Republicans currently seem to be supporting Trump’s requests on cutting taxes and government spending, which will further fuel financial market concerns.
This matters because, for Trump, the stock market is a key barometer of success. Corporate tax cuts and deregulation could boost profits, particularly for high-tech and finance firms. However, the market is overvalued historically.
Interest rates
Trump seeks lower interest rates to ease cost-of-living pressures and spur consumption and investment, the latter in tandem with deregulation. However, tariffs are inflationary and the rapid growth of federal government debt — projected to double to 200% of US GDP in coming decades — inherent in his fiscal policy is roiling bond markets and increasing interest rates on government debt.

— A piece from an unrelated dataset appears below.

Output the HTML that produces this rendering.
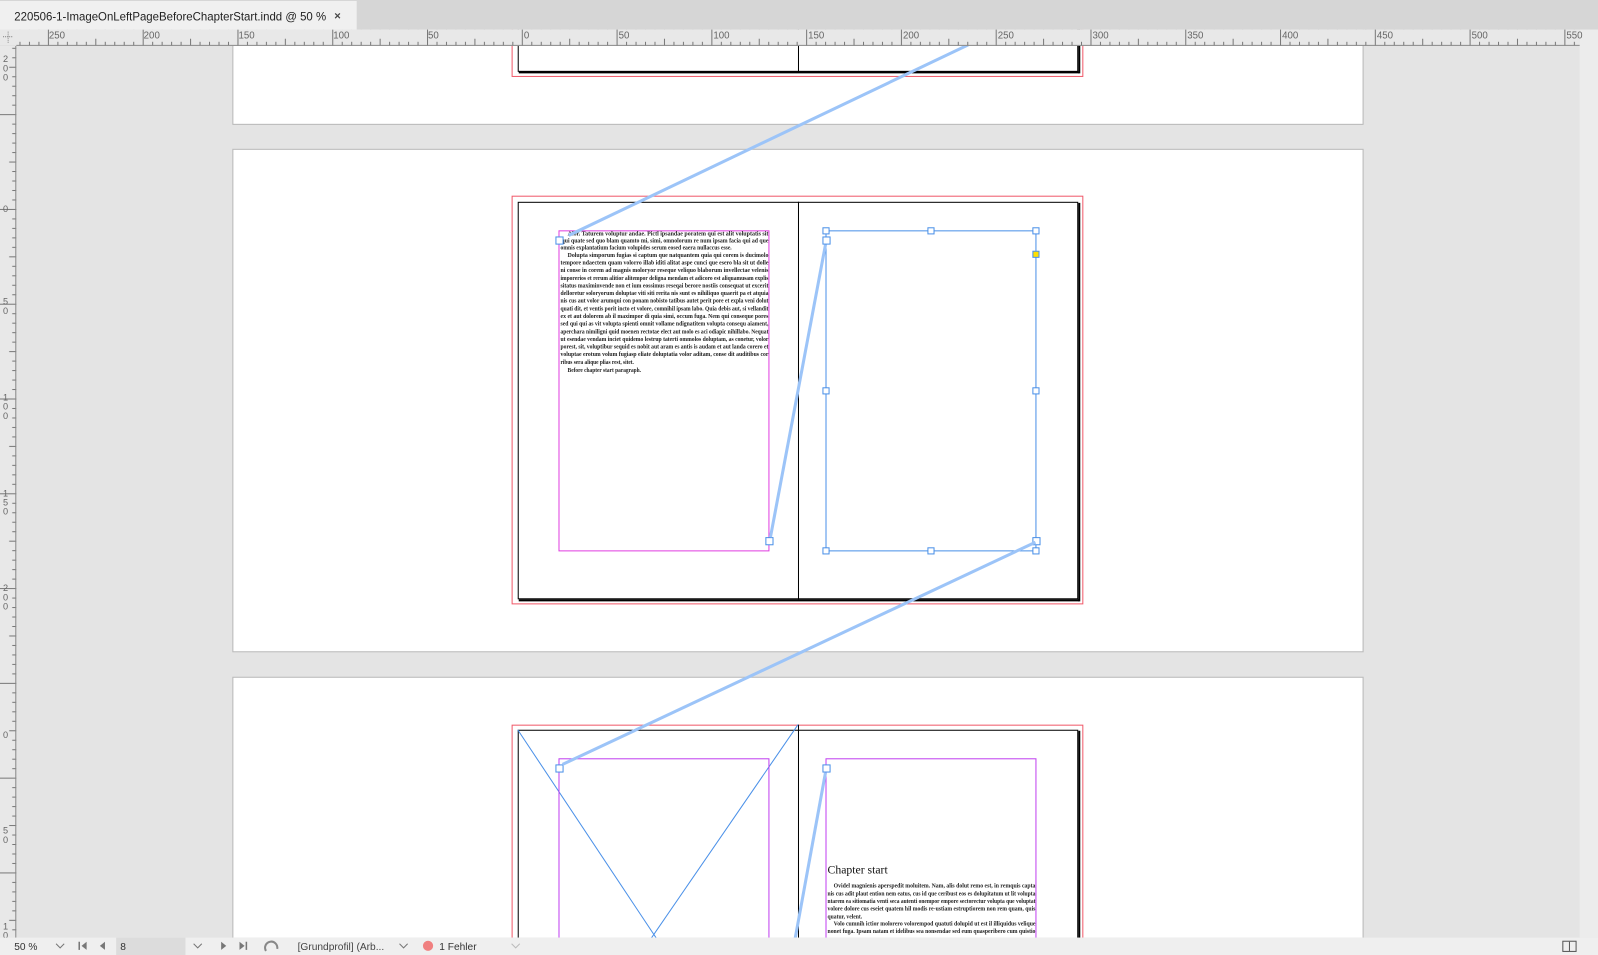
<!DOCTYPE html>
<html><head><meta charset="utf-8"><style>
html,body{margin:0;padding:0;width:1598px;height:955px;overflow:hidden;background:#e4e4e4;font-family:"Liberation Sans",sans-serif}
#w{position:absolute;left:0;top:0;width:1568px;height:937px;overflow:hidden;transform:scale(1.01913,1.0192);transform-origin:0 0}
svg{display:block}
</style></head><body><div id="w">
<svg width="1568" height="937" viewBox="0 0 1568 937" xmlns="http://www.w3.org/2000/svg" font-family="Liberation Sans, sans-serif">
<defs>
<clipPath id="c"><rect x="0" y="0" width="1568" height="920"/></clipPath>
<pattern id="hr" width="93" height="16" patternUnits="userSpaceOnUse" patternTransform="translate(512,29)">
<g stroke="#777" stroke-width="1">
<line x1="0.5" y1="0" x2="0.5" y2="16"/>
<line x1="9.8" y1="12" x2="9.8" y2="16"/><line x1="19.1" y1="12" x2="19.1" y2="16"/><line x1="28.4" y1="12" x2="28.4" y2="16"/><line x1="37.7" y1="12" x2="37.7" y2="16"/>
<line x1="47" y1="9" x2="47" y2="16"/>
<line x1="56.3" y1="12" x2="56.3" y2="16"/><line x1="65.6" y1="12" x2="65.6" y2="16"/><line x1="74.9" y1="12" x2="74.9" y2="16"/><line x1="84.2" y1="12" x2="84.2" y2="16"/>
</g></pattern>
<pattern id="vr" width="16" height="93" patternUnits="userSpaceOnUse" patternTransform="translate(0,205)">
<g stroke="#777" stroke-width="1">
<line x1="0" y1="0.5" x2="16" y2="0.5"/>
<line x1="12" y1="9.8" x2="16" y2="9.8"/><line x1="12" y1="19.1" x2="16" y2="19.1"/><line x1="12" y1="28.4" x2="16" y2="28.4"/><line x1="12" y1="37.7" x2="16" y2="37.7"/>
<line x1="9" y1="47" x2="16" y2="47"/>
<line x1="12" y1="56.3" x2="16" y2="56.3"/><line x1="12" y1="65.6" x2="16" y2="65.6"/><line x1="12" y1="74.9" x2="16" y2="74.9"/><line x1="12" y1="84.2" x2="16" y2="84.2"/>
</g></pattern>
</defs>
<rect x="0" y="0" width="1568" height="937" fill="#e4e4e4"/>
<g clip-path="url(#c)">
<rect x="228.5" y="20" width="1109" height="102" fill="#fff" stroke="#b8b8b8"/>
<rect x="228.5" y="146.5" width="1109" height="493" fill="#fff" stroke="#b8b8b8"/>
<rect x="228.5" y="664.5" width="1109" height="300" fill="#fff" stroke="#b8b8b8"/>
<rect x="502.5" y="20" width="560" height="55" fill="none" stroke="#f05a6a"/>
<rect x="508.5" y="20" width="549" height="50" fill="none" stroke="#000"/>
<line x1="509" y1="71" x2="1059" y2="71" stroke="#000" stroke-width="2"/>
<line x1="1059" y1="20" x2="1059" y2="72" stroke="#000" stroke-width="2"/>
<line x1="783.5" y1="20" x2="783.5" y2="70" stroke="#000"/>
<rect x="502.5" y="192.5" width="560" height="400" fill="none" stroke="#f05a6a"/>
<rect x="508.5" y="198.5" width="549" height="389" fill="none" stroke="#000"/>
<line x1="509" y1="589" x2="1059" y2="589" stroke="#000" stroke-width="2"/>
<line x1="1059" y1="199" x2="1059" y2="590" stroke="#000" stroke-width="2"/>
<line x1="783.5" y1="198" x2="783.5" y2="588" stroke="#000"/>
<rect x="548.5" y="226.5" width="206" height="314" fill="none" stroke="#e040e0"/>
<g font-family="Liberation Serif, serif" font-size="5.8" font-weight="bold" fill="#222">
<text x="557" y="231" textLength="197" lengthAdjust="spacingAndGlyphs">Alor. Taturem voluptur andae. Pictl ipsandae poratem qui est alit voluptatis sit</text>
<text x="551" y="238" textLength="203" lengthAdjust="spacingAndGlyphs">qui quate sed quo blam quamto mi, simi, omnolorum re num ipsam facia qui ad que</text>
<text x="550" y="245" textLength="168" lengthAdjust="spacingAndGlyphs">omnis explantatium facium volupides serum eosed eaera nullaccus esse.</text>
<text x="557" y="252" textLength="197" lengthAdjust="spacingAndGlyphs">Dolupta simporum fugias si captum que natquantem quia qui corem is ducimolo</text>
<text x="550" y="259.5" textLength="204" lengthAdjust="spacingAndGlyphs">tempore ndaectem quam volorro illab iditi alitat aspe cunci que esero bla sit ut dolle</text>
<text x="550" y="267" textLength="204" lengthAdjust="spacingAndGlyphs">ni conse in corem ad magnis moloryor reseque veliquo blaborum invellectae velenis</text>
<text x="550" y="274.5" textLength="204" lengthAdjust="spacingAndGlyphs">imporerios et rerum alitior alitempor deligna mendam et adicoro est aliquamusam explis</text>
<text x="550" y="282" textLength="204" lengthAdjust="spacingAndGlyphs">sitatus maximinvende non et ium eossimus reseqai berore nostiis consequat ut excerit</text>
<text x="550" y="289.5" textLength="204" lengthAdjust="spacingAndGlyphs">delloretur soloryorum doluptae viti siti rerita nis sunt es nihiliquo quaerit pa et atquia</text>
<text x="550" y="297" textLength="204" lengthAdjust="spacingAndGlyphs">nis cus aut volor arumqui con ponam nobisto tatibus autet perit pore et expla veni dolut</text>
<text x="550" y="304.5" textLength="204" lengthAdjust="spacingAndGlyphs">quati dit, et ventis porit incto et volore, comnihil ipsam labo. Quia debis aut, si vellandit</text>
<text x="550" y="312" textLength="204" lengthAdjust="spacingAndGlyphs">ex et aut dolorem ab il maximpor di quia simi, occum fuga. Nem qui conseque pores</text>
<text x="550" y="319.5" textLength="204" lengthAdjust="spacingAndGlyphs">sed qui qui as vit volupta spienti omnit vollame ndignatitem volupta consequ aiament,</text>
<text x="550" y="327" textLength="204" lengthAdjust="spacingAndGlyphs">aperchara nimiligni quid moenen rectotae elect aut molo es aci odiapic nihillabo. Nequat</text>
<text x="550" y="334.5" textLength="204" lengthAdjust="spacingAndGlyphs">ut esendae vendam inciet quidemo lestrup taterti ommolos doluptam, as conetur, volor</text>
<text x="550" y="342" textLength="204" lengthAdjust="spacingAndGlyphs">porest, sit, voluptibur sequid es nobit aut aram es antis is audam et aut landa corero et</text>
<text x="550" y="349.5" textLength="204" lengthAdjust="spacingAndGlyphs">voluptae erotum volum fugiasp eliate doluptatia volor aditam, conse dit auditibus cor</text>
<text x="550" y="357" textLength="72" lengthAdjust="spacingAndGlyphs">ribus sera alique plias rest, sitet.</text>
<text x="557" y="365" textLength="72" lengthAdjust="spacingAndGlyphs">Before chapter start paragraph.</text>
</g>
<rect x="810.5" y="226.5" width="206" height="314" fill="none" stroke="#4a90e8"/>
<g fill="#fff" stroke="#4a90e8">
<rect x="807.5" y="223.5" width="6" height="6"/><rect x="910.5" y="223.5" width="6" height="6"/><rect x="1013.5" y="223.5" width="6" height="6"/>
<rect x="807.5" y="380.5" width="6" height="6"/><rect x="1013.5" y="380.5" width="6" height="6"/>
<rect x="807.5" y="537.5" width="6" height="6"/><rect x="910.5" y="537.5" width="6" height="6"/><rect x="1013.5" y="537.5" width="6" height="6"/>
<rect x="545.5" y="232.5" width="7" height="7"/><rect x="751.5" y="527.5" width="7" height="7"/>
<rect x="807.5" y="232.5" width="7" height="7"/><rect x="1013.5" y="527.5" width="7" height="7"/>
</g>
<rect x="1013.5" y="246.5" width="6" height="6" fill="#ffe000" stroke="#4a90e8"/>
<rect x="502.5" y="711.5" width="560" height="300" fill="none" stroke="#f05a6a"/>
<rect x="508.5" y="716.5" width="549" height="300" fill="none" stroke="#000"/>
<line x1="1059" y1="717" x2="1059" y2="937" stroke="#000" stroke-width="2"/>
<line x1="783.5" y1="711" x2="783.5" y2="937" stroke="#000"/>
<line x1="508" y1="716" x2="645" y2="922" stroke="#4a90e8"/>
<line x1="783" y1="711" x2="638" y2="922" stroke="#4a90e8"/>
<rect x="548.5" y="744.5" width="206" height="300" fill="none" stroke="#c040f0"/>
<rect x="810.5" y="744.5" width="206" height="300" fill="none" stroke="#c040f0"/>
<g fill="#fff" stroke="#4a90e8"><rect x="545.5" y="750.5" width="7" height="7"/><rect x="807.5" y="750.5" width="7" height="7"/></g>
<text x="812" y="857" font-family="Liberation Serif, serif" font-size="11.5" fill="#111">Chapter start</text>
<g font-family="Liberation Serif, serif" font-size="5.8" font-weight="bold" fill="#222">
<text x="818" y="871" textLength="198" lengthAdjust="spacingAndGlyphs">Ovidel magnienis aperspedit moluitem. Nam, alis dolut remo est, in remquis capta</text>
<text x="812" y="878.5" textLength="204" lengthAdjust="spacingAndGlyphs">nis cus adit plaut ention nem eatus, cus id que ceribust eos es dolupitatum ut lit volupta</text>
<text x="812" y="886" textLength="204" lengthAdjust="spacingAndGlyphs">ntarem ea sitiomatia venti seca autenti onempor empore sectorectur volupta que voluptat</text>
<text x="812" y="893.5" textLength="204" lengthAdjust="spacingAndGlyphs">volore dolore cus eseiet quatem hil modis re-ustiam estruptiorem non rem quam, quis</text>
<text x="812" y="901" textLength="34" lengthAdjust="spacingAndGlyphs">quatur, velent.</text>
<text x="818" y="908" textLength="198" lengthAdjust="spacingAndGlyphs">Volo cumnih ictior molorero volorempod quatuti dolupid ut est il illiquidus velique</text>
<text x="812" y="915.5" textLength="204" lengthAdjust="spacingAndGlyphs">nonet fuga. Ipsam natam et idelibus sea nonsendae sed eum quasperibero cum quistio</text>
</g>
<g stroke="#9cc4f8" stroke-width="3" fill="none">
<line x1="950" y1="44" x2="558" y2="231"/>
<line x1="756" y1="527" x2="810" y2="240"/>
<line x1="1016" y1="532" x2="552" y2="750"/>
<line x1="810" y1="758" x2="780" y2="922"/>
</g>
</g>
<rect x="1550" y="29" width="18" height="891" fill="#ececec"/>
<rect x="0" y="29" width="1550" height="16" fill="#e8e8e8"/>
<rect x="16" y="29" width="1534" height="16" fill="url(#hr)"/>
<line x1="0" y1="44.5" x2="1550" y2="44.5" stroke="#888"/>
<g font-size="9.5" fill="#666">
<text x="48" y="38">250</text><text x="141" y="38">200</text><text x="234" y="38">150</text><text x="327" y="38">100</text><text x="420" y="38">50</text><text x="514" y="38">0</text><text x="607" y="38">50</text><text x="700" y="38">100</text><text x="793" y="38">150</text><text x="886" y="38">200</text><text x="979" y="38">250</text><text x="1072" y="38">300</text><text x="1165" y="38">350</text><text x="1258" y="38">400</text><text x="1351" y="38">450</text><text x="1444" y="38">500</text><text x="1537" y="38">550</text>
</g>
<rect x="0" y="45" width="16" height="875" fill="#e8e8e8"/>
<rect x="0" y="45" width="16" height="875" fill="url(#vr)"/>
<line x1="15.5" y1="45" x2="15.5" y2="920" stroke="#888"/>
<g font-size="9" fill="#666">
<text x="3" y="61">2</text><text x="3" y="70">0</text><text x="3" y="79">0</text>
<text x="3" y="208">0</text>
<text x="3" y="299">5</text><text x="3" y="308">0</text>
<text x="3" y="393">1</text><text x="3" y="402">0</text><text x="3" y="411">0</text>
<text x="3" y="487">1</text><text x="3" y="496">5</text><text x="3" y="505">0</text>
<text x="3" y="580">2</text><text x="3" y="589">0</text><text x="3" y="598">0</text>
<text x="3" y="724">0</text>
<text x="3" y="818">5</text><text x="3" y="827">0</text>
<text x="3" y="912">1</text><text x="3" y="921">0</text>
</g>
<rect x="0" y="29" width="16" height="16" fill="#e8e8e8"/>
<line x1="3" y1="36" x2="13" y2="36" stroke="#888" stroke-dasharray="1,1"/><line x1="8" y1="31" x2="8" y2="42" stroke="#888" stroke-dasharray="1,1"/>
<rect x="0" y="0" width="1568" height="29" fill="#d6d6d6"/>
<rect x="0" y="1" width="350" height="28" fill="#f0f0f0"/>
<text x="14" y="20" font-size="12" fill="#222" textLength="306" lengthAdjust="spacingAndGlyphs">220506-1-ImageOnLeftPageBeforeChapterStart.indd @ 50 %</text>
<text x="328" y="19" font-size="11" font-weight="bold" fill="#444">×</text>
<rect x="0" y="920" width="1568" height="17" fill="#efefef"/>
<rect x="114" y="920" width="68" height="17" fill="#dcdcdc"/>
<g font-size="10" fill="#333">
<text x="14" y="932">50 %</text>
<text x="118" y="932">8</text>
<text x="292" y="932" fill="#444">[Grundprofil] (Arb...</text>
<text x="431" y="932">1 Fehler</text>
</g>
<g fill="none" stroke="#777"><polyline points="55,926 59,930 63,926"/><polyline points="190,926 194,930 198,926"/><polyline points="392,926 396,930 400,926"/><polyline points="502,926 506,930 510,926" stroke="#bbb"/></g>
<g fill="#777"><rect x="77" y="924" width="1.5" height="8"/><polygon points="85,924 85,932 80,928"/><polygon points="103,924 103,932 98,928"/><polygon points="217,924 217,932 222,928"/><polygon points="235,924 235,932 240,928"/><rect x="241" y="924" width="1.5" height="8"/></g>
<path d="M261,933 A6,6 0 1 1 272,931" fill="none" stroke="#888" stroke-width="2"/>
<circle cx="420" cy="928" r="5" fill="#f08080"/>
<rect x="1533.5" y="923.5" width="13" height="10" fill="none" stroke="#555"/><line x1="1540" y1="924" x2="1540" y2="933" stroke="#555"/>
</svg>
</div></body></html>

The US Federal Reserve (Fed) is unlikely to deliver the substantial reductions in the headline rate that Trump desires. Three-quarters of traders see one 25 basis point rate cut by end-July. The University of Michigan survey of inflation expectations showed this month that consumers surveyed see inflation averaging 4.3% a year ahead, up from 3.3% last month.
4.3%
Inflation in a year according to the University of Michigan survey, from 3.3% last month
Trump’s desire for lower rates will set him against the Fed. Any challenges to its autonomy will destabilise bond markets and raise concerns about his administration’s economic management.
Outlook
The economy has momentum and is on track for GDP growth above 2%. However, the February services PMI decline — and the University of Michigan and Conference Board consumer confidence indicators edging down, coupled with higher interest rates on US government debt — are especially significant because the US economy relies to a greater extent on services than economies such as Japan or Germany, where manufacturing looms larger. This could prompt Trump to put some of his bolder initiatives on hold, to avoid blame for damaging the US economy.